The Federal Communications Commission said the Philadelphia company must clearly ask customers before charging them for new services or equipment and make it easier for customers to fight charges they think are wrong.
"It is basic that a cable bill should include charges only for services and equipment ordered by the customer, nothing more and nothing less," said Travis LeBlanc, head of the FCC's Enforcement Bureau.
"We expect all cable and phone companies to take responsibility for the accuracy of their bills and to ensure their customers have authorized any charges." Comcast said today that it's been working to improve customer service it has long had a bad reputation for how it treats subscribers and that the problems uncovered by the FCC stemmed from "isolated errors or customer confusion" rather than Comcast intentionally mischarging its 22 million cable-TV subscribers.

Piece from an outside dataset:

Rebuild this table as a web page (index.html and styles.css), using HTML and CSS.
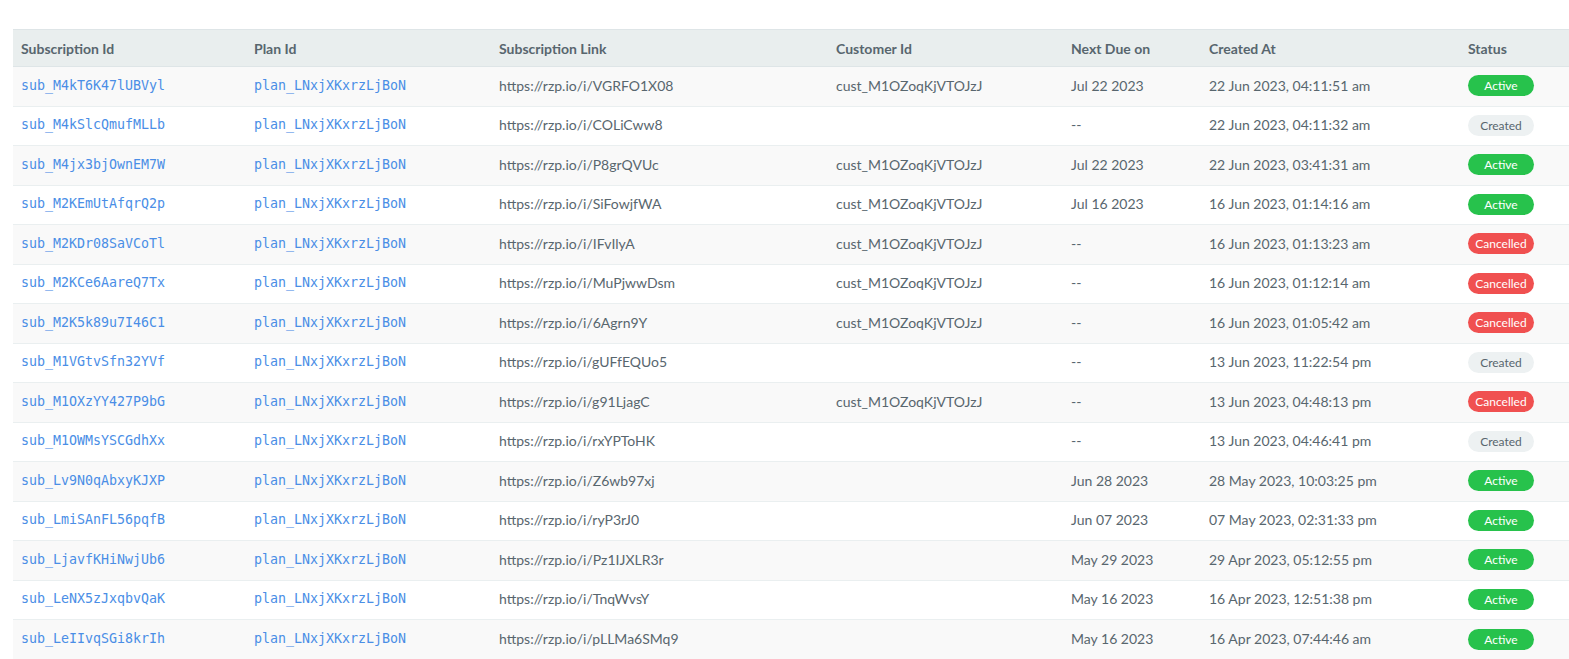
FILE: index.html
```html
<!DOCTYPE html>
<html>
<head>
<meta charset="utf-8">
<link rel="stylesheet" href="styles.css">
</head>
<body>
<div class="wrap">
<table class="subs">
<colgroup>
<col class="c1"><col class="c2"><col class="c3"><col class="c4"><col class="c5"><col class="c6"><col class="c7">
</colgroup>
<thead>
<tr><th>Subscription Id</th><th>Plan Id</th><th>Subscription Link</th><th>Customer Id</th><th>Next Due on</th><th>Created At</th><th>Status</th></tr>
</thead>
<tbody>
<tr><td class="mono">sub_M4kT6K47lUBVyl</td><td class="mono">plan_LNxjXKxrzLjBoN</td><td>https://rzp.io/i/VGRFO1X08</td><td>cust_M1OZoqKjVTOJzJ</td><td>Jul 22 2023</td><td>22 Jun 2023, 04:11:51 am</td><td><span class="badge active">Active</span></td></tr>
<tr><td class="mono">sub_M4kSlcQmufMLLb</td><td class="mono">plan_LNxjXKxrzLjBoN</td><td>https://rzp.io/i/COLiCww8</td><td></td><td>--</td><td>22 Jun 2023, 04:11:32 am</td><td><span class="badge created">Created</span></td></tr>
<tr><td class="mono">sub_M4jx3bjOwnEM7W</td><td class="mono">plan_LNxjXKxrzLjBoN</td><td>https://rzp.io/i/P8grQVUc</td><td>cust_M1OZoqKjVTOJzJ</td><td>Jul 22 2023</td><td>22 Jun 2023, 03:41:31 am</td><td><span class="badge active">Active</span></td></tr>
<tr><td class="mono">sub_M2KEmUtAfqrQ2p</td><td class="mono">plan_LNxjXKxrzLjBoN</td><td>https://rzp.io/i/SiFowjfWA</td><td>cust_M1OZoqKjVTOJzJ</td><td>Jul 16 2023</td><td>16 Jun 2023, 01:14:16 am</td><td><span class="badge active">Active</span></td></tr>
<tr><td class="mono">sub_M2KDr08SaVCoTl</td><td class="mono">plan_LNxjXKxrzLjBoN</td><td>https://rzp.io/i/IFvIlyA</td><td>cust_M1OZoqKjVTOJzJ</td><td>--</td><td>16 Jun 2023, 01:13:23 am</td><td><span class="badge cancelled">Cancelled</span></td></tr>
<tr><td class="mono">sub_M2KCe6AareQ7Tx</td><td class="mono">plan_LNxjXKxrzLjBoN</td><td>https://rzp.io/i/MuPjwwDsm</td><td>cust_M1OZoqKjVTOJzJ</td><td>--</td><td>16 Jun 2023, 01:12:14 am</td><td><span class="badge cancelled">Cancelled</span></td></tr>
<tr><td class="mono">sub_M2K5k89u7I46C1</td><td class="mono">plan_LNxjXKxrzLjBoN</td><td>https://rzp.io/i/6Agrn9Y</td><td>cust_M1OZoqKjVTOJzJ</td><td>--</td><td>16 Jun 2023, 01:05:42 am</td><td><span class="badge cancelled">Cancelled</span></td></tr>
<tr><td class="mono">sub_M1VGtvSfn32YVf</td><td class="mono">plan_LNxjXKxrzLjBoN</td><td>https://rzp.io/i/gUFfEQUo5</td><td></td><td>--</td><td>13 Jun 2023, 11:22:54 pm</td><td><span class="badge created">Created</span></td></tr>
<tr><td class="mono">sub_M1OXzYY427P9bG</td><td class="mono">plan_LNxjXKxrzLjBoN</td><td>https://rzp.io/i/g91LjagC</td><td>cust_M1OZoqKjVTOJzJ</td><td>--</td><td>13 Jun 2023, 04:48:13 pm</td><td><span class="badge cancelled">Cancelled</span></td></tr>
<tr><td class="mono">sub_M1OWMsYSCGdhXx</td><td class="mono">plan_LNxjXKxrzLjBoN</td><td>https://rzp.io/i/rxYPToHK</td><td></td><td>--</td><td>13 Jun 2023, 04:46:41 pm</td><td><span class="badge created">Created</span></td></tr>
<tr><td class="mono">sub_Lv9N0qAbxyKJXP</td><td class="mono">plan_LNxjXKxrzLjBoN</td><td>https://rzp.io/i/Z6wb97xj</td><td></td><td>Jun 28 2023</td><td>28 May 2023, 10:03:25 pm</td><td><span class="badge active">Active</span></td></tr>
<tr><td class="mono">sub_LmiSAnFL56pqfB</td><td class="mono">plan_LNxjXKxrzLjBoN</td><td>https://rzp.io/i/ryP3rJ0</td><td></td><td>Jun 07 2023</td><td>07 May 2023, 02:31:33 pm</td><td><span class="badge active">Active</span></td></tr>
<tr><td class="mono">sub_LjavfKHiNwjUb6</td><td class="mono">plan_LNxjXKxrzLjBoN</td><td>https://rzp.io/i/Pz1IJXLR3r</td><td></td><td>May 29 2023</td><td>29 Apr 2023, 05:12:55 pm</td><td><span class="badge active">Active</span></td></tr>
<tr><td class="mono">sub_LeNX5zJxqbvQaK</td><td class="mono">plan_LNxjXKxrzLjBoN</td><td>https://rzp.io/i/TnqWvsY</td><td></td><td>May 16 2023</td><td>16 Apr 2023, 12:51:38 pm</td><td><span class="badge active">Active</span></td></tr>
<tr><td class="mono">sub_LeIIvqSGi8krIh</td><td class="mono">plan_LNxjXKxrzLjBoN</td><td>https://rzp.io/i/pLLMa6SMq9</td><td></td><td>May 16 2023</td><td>16 Apr 2023, 07:44:46 am</td><td><span class="badge active">Active</span></td></tr>
</tbody>
</table>
</div>
</body>
</html>
```

FILE: styles.css
```css
html, body {
  margin: 0;
  padding: 0;
  background: #fff;
  overflow: hidden;
}
.wrap {
  padding: 29px 0 0 13px;
  width: 1600px;
}
.subs {
  border-collapse: collapse;
  table-layout: fixed;
  width: 1590px;
  font-family: Lato, "Open Sans", sans-serif;
  font-size: 14px;
  color: #58666e;
}
.c1 { width: 233px; }
.c2 { width: 245px; }
.c3 { width: 337px; }
.c4 { width: 235px; }
.c5 { width: 138px; }
.c6 { width: 259px; }
.c7 { width: 143px; }
.subs thead tr {
  background: #e9eeee;
  border-top: 1px solid #dee5e7;
  border-bottom: 1px solid #dee5e7;
}
.subs th {
  text-align: left;
  font-weight: 700;
  height: 36px;
  padding: 0 8px;
  vertical-align: middle;
}
.subs tbody tr {
  height: 39.5px;
  border-top: 1px solid #eaeff0;
}
.subs tbody tr:first-child { border-top: none; }
.subs tbody tr:nth-child(odd) { background: #f9f9f9; }
.subs td {
  padding: 0 8px 2px;
  vertical-align: middle;
  white-space: nowrap;
}
.mono {
  font-family: "DejaVu Sans Mono", monospace;
  font-size: 13.3px;
  color: #4a8ee6;
}
.badge {
  display: inline-block;
  vertical-align: middle;
  width: 66px;
  height: 21px;
  line-height: 21px;
  margin-top: 1px;
  border-radius: 11px;
  text-align: center;
  font-size: 12px;
  font-weight: 400;
}
.active { background: #27c24c; color: #fff; }
.cancelled { background: #f05050; color: #fff; }
.created { background: #edf1f2; color: #58666e; }
```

The agency said there were "many" complaints about "hours-long and repeated phone calls" to try to fix the problem and claims of "unhelpful of abusive behavior" from customer-service representatives, like calls getting disconnected.
A Senate investigation this summer had also criticized Comcast and Time Warner Cable, now owned by Charter Communications, for often failing to refund customers who had been mistakenly charged for cable boxes.
The FCC said today that it's largest civil fine for a cable operator, though likely not too great a financial burden for Comcast Corp, which recorded a profit of more than USD 8 billion last year.